Ladies and gentlemen, welcome to The Russell Crowe Show. Now I’ve never been a big fan of old tugger, but it’s hard to talk about Virtuosity without highlighting his performance as SID 6.7. I’m pretty sure it’s a blip on his career he’d rather forget about, but if you ask me he reads the tone of Eric Bernt's script like a PRO and gave it exactly what it needed to elevate this beyond a mere misguided exercise in convolutedness. Not to downplay an already excellent cast, spearheaded by Denzel Washington, but there's something magical about the way Crowe takes an entire nightclub hostage and uses their screams and whimpers to orchestrate a symphony.

“I’m a fifty terabyte, self-evolving, neural network, double backflip off the high platform.”

Structurally it’s suspiciously similar to Stallone’s Demolition Man. An ex-cop (Parker Barnes, Denzel) and a notorious criminal (SID 6.7, Crowe) are both released from their personal prisons to resume a deadly cat and mouse game. Except Virtuosity walks a much more far-fetched, and convenient path. You see, SID 6.7 isn’t a person, but a computer program whose personality consists of an amalgam of famous serial killers, brought to life by “incubating a nanotech android”–which roughly translates to being born out of a snake egg to house music. This neatly ties in with Parker Barnes’ reinstatement as an officer of the law, because apparently one of the serial killers manifesting in SID 6.7’s programming is the same man who was killed by Parker for murdering his family, and naturally this means he is the only one capable of stopping SID 6.7. Oh, and did I mention Parker Barnes has a metallic limb? A plot point which never pays off, let alone gets mentioned again.

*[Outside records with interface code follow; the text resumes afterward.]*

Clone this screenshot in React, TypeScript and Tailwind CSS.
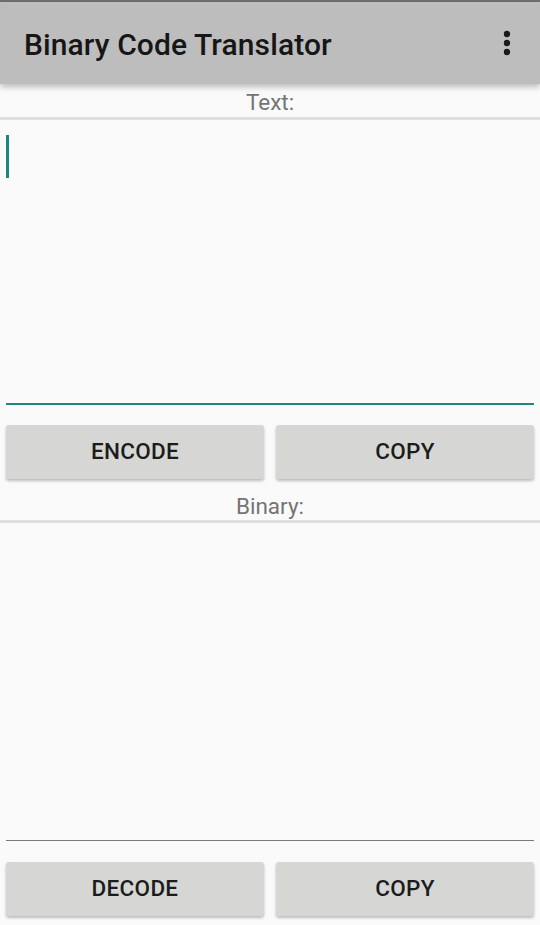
const ActionButton = ({ label }: { label: string }) => (
  <button className="flex-1 h-[54px] rounded-[3px] bg-[#d6d7d5] shadow-[0_2px_3px_rgba(0,0,0,0.25)] text-[22.5px] font-medium text-[#1c1c1c] tracking-[0.3px]">
    {label}
  </button>
);

const OverflowIcon = () => (
  <svg width="12" height="30" viewBox="0 0 12 30" className="text-[#1a1a1a]">
    <circle cx="6" cy="6" r="3.2" fill="currentColor" />
    <circle cx="6" cy="15" r="3.2" fill="currentColor" />
    <circle cx="6" cy="24" r="3.2" fill="currentColor" />
  </svg>
);

export default function App() {
  return (
    <div className="w-full h-[925px] bg-[#fafafa] flex flex-col font-['Roboto',sans-serif] overflow-hidden">
      <div className="h-[2px] bg-[#6f6f6f]" />
      <header className="relative z-10 h-[82px] bg-[#bdbdbd] shadow-[0_3px_6px_rgba(0,0,0,0.25)] flex items-center justify-between pl-6 pr-[27px]">
        <h1 className="text-[30px] font-medium text-[#161616] tracking-[0.1px] pt-[2px]">Binary Code Translator</h1>
        <OverflowIcon />
      </header>

      <div className="h-[33px] flex items-end justify-center pb-[2px]">
        <span className="text-[22.5px] leading-[26px] text-[#747474]">Text:</span>
      </div>
      <div className="h-[3px] bg-[#dedede]" />
      <div className="h-[283px] pt-[15px] pl-[6px]">
        <div className="w-[3px] h-[43px] bg-[#1e877b]" />
      </div>
      <div className="mx-[6px] h-[2px] bg-[#1e877b]" />
      <div className="flex gap-3 px-[6px] pt-5">
        <ActionButton label="ENCODE" />
        <ActionButton label="COPY" />
      </div>

      <div className="h-[41px] flex items-end justify-center pb-[1px]">
        <span className="text-[22.5px] leading-[26px] text-[#747474]">Binary:</span>
      </div>
      <div className="h-[3px] bg-[#dedede]" />
      <div className="h-[317px]" />
      <div className="mx-[6px] h-px bg-[#7a7a7a]" />
      <div className="flex gap-3 px-[6px] pt-[21px]">
        <ActionButton label="DECODE" />
        <ActionButton label="COPY" />
      </div>
    </div>
  );
}
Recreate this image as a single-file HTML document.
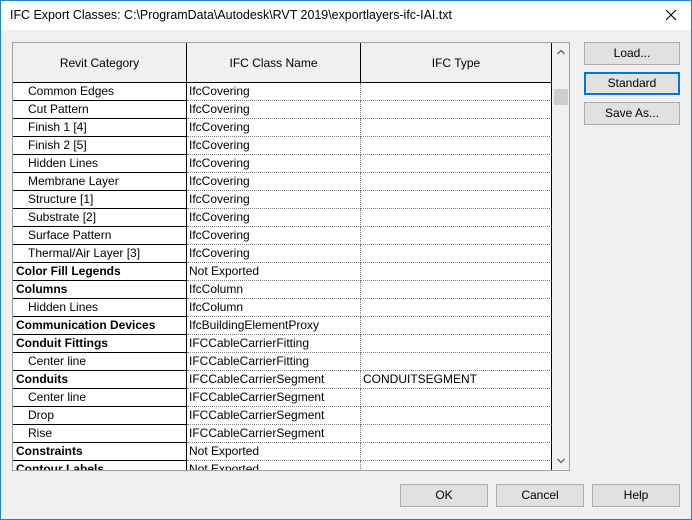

“Attracted to violence as a child?”
“Yes. The Three Stooges... Every time Wile E. Coyote got crushed, I...” *bites tongue* 

Yes, Virtuosity is nuts in all the best ways. A solid gold 10 on the Nic Cage-scale. An absolute deep-fried treat, if you will. The perfect example of a movie that's not bad meaning bad, but bad meaning good. Unearthing treasures like this give me life, and the hope that people never outgrow their daringness to be stupid. Yet more than anything, I cannot stress enough the extent to which Crowe knocks it outta the park.

 

Other movies I recommend seeing that defy the boundaries of good taste: Ghost in the Machine (1993), The Net (1995), Death Machine (1994), Hardware (1990), Class of 1999 (1990), Brainscan (1994), Circuitry Man (1990), Nemesis (1992), Johnny Mnemonic (1995), Arcade (1994), Surviving the Game (1994).